Schiefler lembrou no seu voto a jurisprudência do CNJ e a prática de se divulgar permanentemente os salários de magistrados e servidores da Justiça no Portal do CNJ, ou seja, não caberia tratamento diferente para os cartórios.
“Se é assim para magistrados, que são titulares do Poder Judiciário e atuam no exercício da mais típica atividade estatal, não há como estabelecer reserva ou garantia diferenciada a cartorários extrajudiciais, ainda que reconheça que os valores a serem divulgados sejam muito superiores aos dos magistrados”, afirmou Schiefler.

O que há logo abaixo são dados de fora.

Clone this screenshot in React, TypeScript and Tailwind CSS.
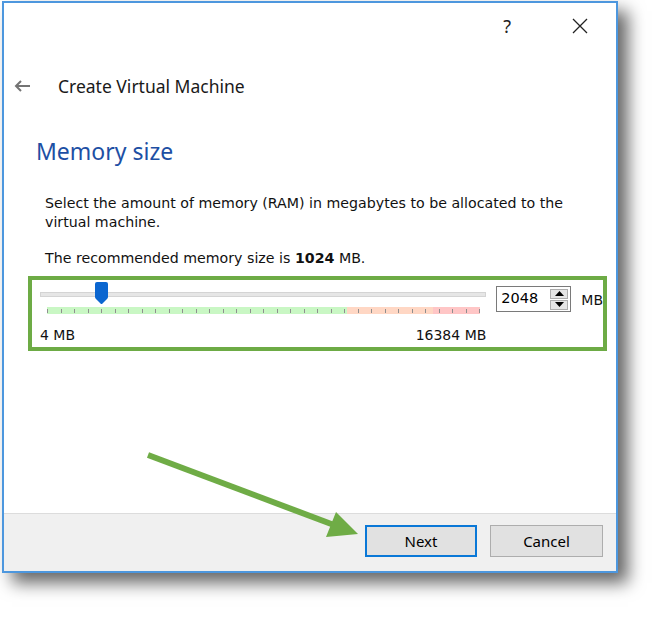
import React from 'react';

const ticks = Array.from({ length: 33 }, (_, i) => i);

const uiFont = "font-['Noto_Sans',sans-serif]";
const dlgFont = "font-['DejaVu_Sans',sans-serif]";

const SpinBox = () => (
  <div className="flex h-[26px] w-[75px] items-center justify-between border border-[#7a7a7a] bg-white pl-[4px] pr-[2px]">
    <span className={`${dlgFont} text-[14.5px] text-black`}>2048</span>
    <div className="flex flex-col gap-px">
      <div className="flex h-[10px] w-[18px] items-center justify-center border border-[#adadad] bg-[#e5e5e5]">
        <svg width="9" height="5" viewBox="0 0 9 5"><path d="M0 5 L4.5 0 L9 5 Z" fill="#000" /></svg>
      </div>
      <div className="flex h-[10px] w-[18px] items-center justify-center border border-[#adadad] bg-[#e5e5e5]">
        <svg width="9" height="5" viewBox="0 0 9 5"><path d="M0 0 L9 0 L4.5 5 Z" fill="#000" /></svg>
      </div>
    </div>
  </div>
);

const MemorySlider = () => (
  <div className="w-[447px]">
    <div className="relative h-[24px] pt-[11px]">
      <div className="h-[5px] w-full border border-[#d4d4d4] bg-[#e6e6e6]" />
      <svg className="absolute left-[54px] top-[1px]" width="15" height="22" viewBox="0 0 15 22">
        <path d="M1 2 Q1 0 3 0 H12 Q14 0 14 2 V15 Q14 16 13 17 L8.5 21.5 Q7.5 22.5 6.5 21.5 L2 17 Q1 16 1 15 Z" fill="#0b66d0" />
      </svg>
    </div>
    <div className="ml-[7px] mt-[2px] flex h-[7px] w-[433px] items-center justify-between bg-[linear-gradient(to_right,#c9f7c4_0px,#c9f7c4_300px,#ffd7c4_300px,#ffd7c4_386px,#ffc6c6_386px)]">
      {ticks.map((t) => (
        <span key={t} className="h-[4px] w-px bg-[#8f8f8f]" />
      ))}
    </div>
    <div className={`${dlgFont} mt-[13px] flex h-[16px] items-center justify-between text-[14px] text-[#111]`}>
      <span>4 MB</span>
      <span>16384 MB</span>
    </div>
  </div>
);

export default function App() {
  return (
    <div className="relative h-[617px] w-[658px] overflow-hidden bg-white">
      <div className="ml-[2px] mt-px flex h-[572px] w-[616px] flex-col border-2 border-[#4d97de] bg-white shadow-[10px_10px_16px_rgba(0,0,0,0.6)]">
        {/* title bar */}
        <div className={`${uiFont} flex h-[46px] items-center justify-end gap-[61px] pr-[28px] text-[#222]`}>
          <span className="text-[18px]">?</span>
          <svg width="16" height="16" viewBox="0 0 16 16">
            <path d="M1 1 L15 15 M15 1 L1 15" stroke="#222" strokeWidth="1.3" />
          </svg>
        </div>

        {/* header */}
        <div className="mt-[25px] flex h-[24px] items-center gap-[28px] pl-[10px]">
          <svg width="16" height="12" viewBox="0 0 16 12">
            <path d="M2 6 H16 M7 1 L2 6 L7 11" stroke="#747474" strokeWidth="2" fill="none" />
          </svg>
          <span className={`${uiFont} text-[17.5px] text-[#1a1a1a]`}>Create Virtual Machine</span>
        </div>

        {/* page */}
        <h1 className={`${uiFont} ml-[32px] mt-[38px] h-[30px] text-[23px] leading-[30px] text-[#1d4fa4]`}>Memory size</h1>

        <p className={`${dlgFont} ml-[41px] mt-[28px] text-[14.2px] leading-[19px] text-[#111]`}>
          <span className="whitespace-nowrap">Select the amount of memory (RAM) in megabytes to be allocated to the</span>
          <br />
          virtual machine.
        </p>
        <p className={`${dlgFont} ml-[41px] mt-[17px] text-[14.2px] leading-[19px] text-[#111]`}>
          The recommended memory size is <b>1024</b> MB.
        </p>

        <div className="ml-[24px] mt-[8px] flex h-[75px] w-[579px] border-4 border-[#6dab45] pl-[8px] pt-px">
          <MemorySlider />
          <div className="ml-[10px] mt-[5px]">
            <SpinBox />
          </div>
          <span className={`${dlgFont} ml-[10px] mt-[9px] text-[14px] text-[#111]`}>MB</span>
        </div>

        {/* footer */}
        <div className="mt-auto flex h-[58px] justify-end gap-[13px] border-t border-[#dcdcdc] bg-[#f0f0f0] pr-[13px] pt-[11px]">
          <button className={`${uiFont} h-[32px] w-[112px] border-2 border-[#0a78d7] bg-[#e1e1e1] text-[15px] text-black`}>Next</button>
          <button className={`${uiFont} h-[32px] w-[113px] border border-[#adadad] bg-[#e1e1e1] text-[15px] text-black`}>Cancel</button>
        </div>
      </div>

      {/* annotation arrow */}
      <svg className="pointer-events-none absolute left-0 top-0" width="658" height="617">
        <line x1="148" y1="455" x2="334" y2="525" stroke="#6fac46" strokeWidth="6" />
        <polygon points="358,534 336,512 326,537" fill="#6fac46" />
      </svg>
    </div>
  );
}
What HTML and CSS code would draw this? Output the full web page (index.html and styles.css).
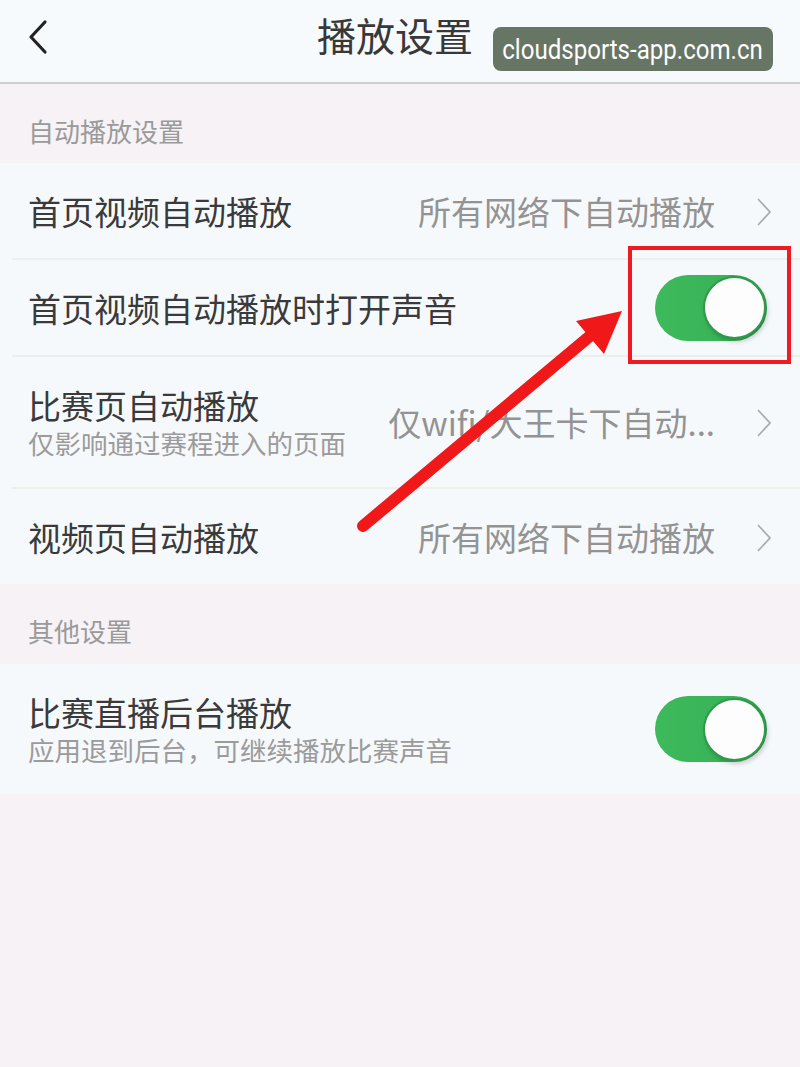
FILE: index.html
```html
<!DOCTYPE html>
<html lang="zh">
<head>
<meta charset="utf-8">
<title>播放设置</title>
<link rel="stylesheet" href="styles.css">
</head>
<body>
<div class="page">
  <header class="topbar">
    <div class="back">
      <svg width="24" height="36" viewBox="0 0 24 36"><path d="M19 3 L5 18 L19 33" fill="none" stroke="#222" stroke-width="3.2" stroke-linecap="round" stroke-linejoin="round"/></svg>
    </div>
    <h1 class="title">播放设置</h1>
    <div class="spacer"></div>
  </header>

  <div class="section-head">自动播放设置</div>
  <div class="group">
    <div class="row">
      <div class="label"><div class="name">首页视频自动播放</div></div>
      <div class="value">所有网络下自动播放</div>
      <svg class="chev" width="18" height="30" viewBox="0 0 18 30"><path d="M3 2 L15 15 L3 28" fill="none" stroke="#acacac" stroke-width="1.8"/></svg>
    </div>
    <div class="divider"></div>
    <div class="row">
      <div class="label"><div class="name">首页视频自动播放时打开声音</div></div>
      <div class="toggle"><div class="knob"></div></div>
    </div>
    <div class="divider"></div>
    <div class="row tall">
      <div class="label">
        <div class="name">比赛页自动播放</div>
        <div class="sub">仅影响通过赛程进入的页面</div>
      </div>
      <div class="value">仅wifi/大王卡下自动...</div>
      <svg class="chev" width="18" height="30" viewBox="0 0 18 30"><path d="M3 2 L15 15 L3 28" fill="none" stroke="#acacac" stroke-width="1.8"/></svg>
    </div>
    <div class="divider"></div>
    <div class="row">
      <div class="label"><div class="name">视频页自动播放</div></div>
      <div class="value">所有网络下自动播放</div>
      <svg class="chev" width="18" height="30" viewBox="0 0 18 30"><path d="M3 2 L15 15 L3 28" fill="none" stroke="#acacac" stroke-width="1.8"/></svg>
    </div>
  </div>

  <div class="section-head">其他设置</div>
  <div class="group">
    <div class="row tall">
      <div class="label">
        <div class="name">比赛直播后台播放</div>
        <div class="sub">应用退到后台，可继续播放比赛声音</div>
      </div>
      <div class="toggle"><div class="knob"></div></div>
    </div>
  </div>

  <div class="watermark"><span class="wm-text">cloudsports-app.com.cn</span></div>
  <div class="redbox"></div>
  <svg class="arrow" width="800" height="1067" viewBox="0 0 800 1067">
    <line x1="363" y1="526" x2="590" y2="336" stroke="#f01818" stroke-width="12" stroke-linecap="round"/>
    <polygon points="622,311 576,321 604,354" fill="#f01818"/>
  </svg>
</div>
</body>
</html>
```

FILE: styles.css
```css
* { box-sizing: border-box; margin: 0; padding: 0; }
html, body { width: 800px; height: 1067px; }
body {
  background: #f6f2f5;
  font-family: "Noto Sans CJK SC", "Noto Sans", sans-serif;
  color: #3a3a3a;
}
.page { position: relative; width: 800px; min-height: 1067px; background: #f6f2f5; }

.topbar {
  height: 84px;
  background: #f7fafc;
  border-bottom: 2px solid #cfd0cf;
  display: grid;
  grid-template-columns: 120px 1fr 120px;
  align-items: center;
}
.back { padding-left: 26px; display: flex; align-items: center; height: 36px; margin-top: -8px; }
.title {
  text-align: center;
  font-size: 39px;
  font-weight: 400;
  color: #383838;
  margin-top: -14px;
  margin-right: 10px;
}

.section-head {
  height: 79px;
  padding: 31px 28px 0;
  font-size: 26px;
  line-height: 32px;
  color: #9a9a9a;
}
.group + .section-head { height: 80px; }

.group { background: #f6f9fc; }
.row {
  height: 95px;
  padding: 0 27px 0 28px;
  display: flex;
  align-items: center;
}
.row.tall { height: 130px; }
.label { flex: 1; min-width: 0; }
.name { font-size: 33px; line-height: 38px; color: #3a3a3a; }
.sub { font-size: 26.5px; line-height: 32px; color: #9b9b9b; margin-top: 3px; }
.value {
  font-size: 33px;
  color: #939393;
  white-space: nowrap;
  margin-right: 40px;
}
.chev { flex: none; margin-top: 2px; }

.divider { height: 2px; background: #eeeeea; margin-left: 12px; }

.toggle {
  flex: none;
  width: 112px;
  height: 66px;
  border-radius: 33px;
  background: linear-gradient(90deg, #3dba5c 0%, #38b257 70%, #2f9f4c 100%);
  margin-right: 6px;
  display: flex;
  justify-content: flex-end;
  align-items: center;
  padding-right: 1px;
}
.knob {
  width: 63px;
  height: 63px;
  border-radius: 50%;
  background: #fdfdfd;
  border: 2px solid #2f9a4b;
  box-shadow: 2px 3px 4px rgba(0,0,0,0.18);
}

.watermark {
  position: absolute;
  left: 493px;
  top: 27px;
  width: 280px;
  height: 44px;
  border-radius: 8px;
  background: #677565;
  display: flex;
  align-items: center;
  justify-content: center;
  overflow: hidden;
}
.wm-text {
  display: inline-block;
  white-space: nowrap;
  color: #ffffff;
  font-family: "Roboto", "Liberation Sans", sans-serif;
  font-size: 28px;
  line-height: 44px;
  transform: scaleX(0.86);
  margin-top: 2px;
}
.redbox {
  position: absolute;
  left: 628px;
  top: 246px;
  width: 163px;
  height: 118px;
  border: 4px solid #ef1a22;
}
.arrow { position: absolute; left: 0; top: 0; pointer-events: none; }
```
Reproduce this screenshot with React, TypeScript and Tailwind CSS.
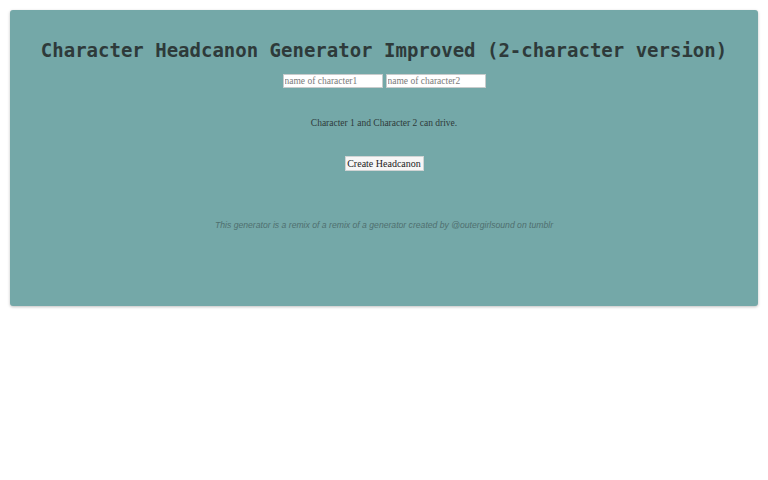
export default function App() {
  return (
    <div className="min-h-[480px] bg-white p-[10px]">
      <div className="flex h-[296px] flex-col items-center rounded-[3px] bg-[#74a8a8] shadow-[0_1px_3px_rgba(0,0,0,0.25)]">
        <h1 className="mt-[28px] font-['DejaVu_Sans_Mono',monospace] text-[19px] leading-[24px] font-bold text-[#2e3a3a]">
          Character Headcanon Generator Improved (2-character version)
        </h1>
        <div className="mt-[12px] flex gap-[3px] font-['Liberation_Serif',serif]">
          <input
            placeholder="name of character1"
            className="h-[14px] w-[100px] border border-[#c8cccc] bg-white px-[1px] text-[9.5px] leading-[12px] text-black placeholder:text-[#7a7a7a] outline-none"
          />
          <input
            placeholder="name of character2"
            className="h-[14px] w-[100px] border border-[#c8cccc] bg-white px-[1px] text-[9.5px] leading-[12px] text-black placeholder:text-[#7a7a7a] outline-none"
          />
        </div>
        <p className="mt-[29px] font-['Liberation_Serif',serif] text-[9.5px] leading-[12px] text-[#2e3a3a]">
          Character 1 and Character 2 can drive.
        </p>
        <button className="mt-[27px] h-[15px] w-[79px] border border-[#d0d4d4] bg-[#f6f6f6] font-['Liberation_Serif',serif] text-[10px] leading-[12px] text-[#222]">
          Create Headcanon
        </button>
        <p className="mt-[49px] font-['Liberation_Sans',sans-serif] text-[8.65px] leading-[10px] text-[#4f6f6f] italic">
          This generator is a remix of a remix of a generator created by @outergirlsound on tumblr
        </p>
      </div>
    </div>
  );
}
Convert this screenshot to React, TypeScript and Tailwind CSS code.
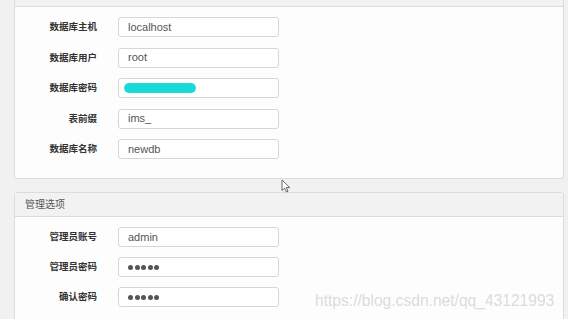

Por serem serviços públicos, delegados a cidadãos aprovados em concurso público específico, as atividades realizadas pelas chamadas serventias extrajudiciais se sujeitam às exigências de transparência previstas na Lei de Acesso à Informação (LAI).
Essa interpretação foi consolidada em julgamento do Supremo Tribunal Federal (STF), conforme lembrado pelo conselheiro Schiefler.
A ministra Cármen Lúcia acompanhou a maioria e lembrou que a falta de transparência beneficia a corrupção.
“Temos pessoas aqui que mal têm acesso ao mínimo de informações, que ouvem só o radinho de pilha e que, portanto, têm o direito de saber pelo menos quanto paga ao juiz da sua comarca, ainda assim quando tem juiz. Quando falamos em transparência no Brasil, que o constituinte entendeu por bem incluir no artigo 37 na Constituição, era porque não podíamos, não podemos continuar a não cogitar de dar ao público o que é direito do público. Portanto, os notários e registradores trabalham prestando um serviço ao público e cobrando por isso”, afirmou a ministra.
Durante a sessão, o conselheiro Arnaldo Hossepian mencionou a Resolução 215/2015, que trata de acesso a informações. Essa resolução teve origem em iniciativa de Hossepian, que, contrariando estudos de um grupo de trabalho do CNJ, e o voto já elaborado pelo seu antecessor, conselheiro Gilberto Valente Martins, passou a obrigar a identificação de cada cidadão que procura informações sobre a remuneração de magistrados e servidores.
Aquela decisão inverteu o espírito da lei, contrariando, inclusive, a prática que vinha sendo adotada pelo Supremo Tribunal Federal e pelos tribunais que publicavam os valores e os nomes de magistrados e servidores sem exigir identificação dos interessados.
Na ocasião, Hossepian definiu a exigência como “o exercício da cidadania, pelo acesso à informação com responsabilidade”.
Na sessão desta terça-feira, a presidente do CNJ informou que, quanto aos salários dos magistrados, a medida de identificação para solicitação de informações “não existe mais”.
Hoje, o Poder Judiciário “acabou com o mistério” quanto aos subsídios dos magistrados, afirmou.
Cármen Lúcia disse que chegou a ter que abrir dezoito páginas para localizar as informações sobre os rendimentos dos magistrados, exatamente em razão da escusa da identificação. “Era assim que se deixava sem possibilidade de acesso (à informação) as pessoas”, disse.
A decisão de manter os dados abertos, sem necessidade de identificação para se obter informações, reforça a legitimidade da divulgação das informações do faturamento dos cartórios extrajudiciais, tomada em 2014, quando o conselheiro Gilberto Valente Martins estava à frente da Corregedoria Nacional de Justiça.
Nesta terça-feira, ficaram vencidos os conselheiros Arnaldo Hossepian, Valtércio de Oliveira e André Godinho, que seguiram o voto do relator, ministro Noronha.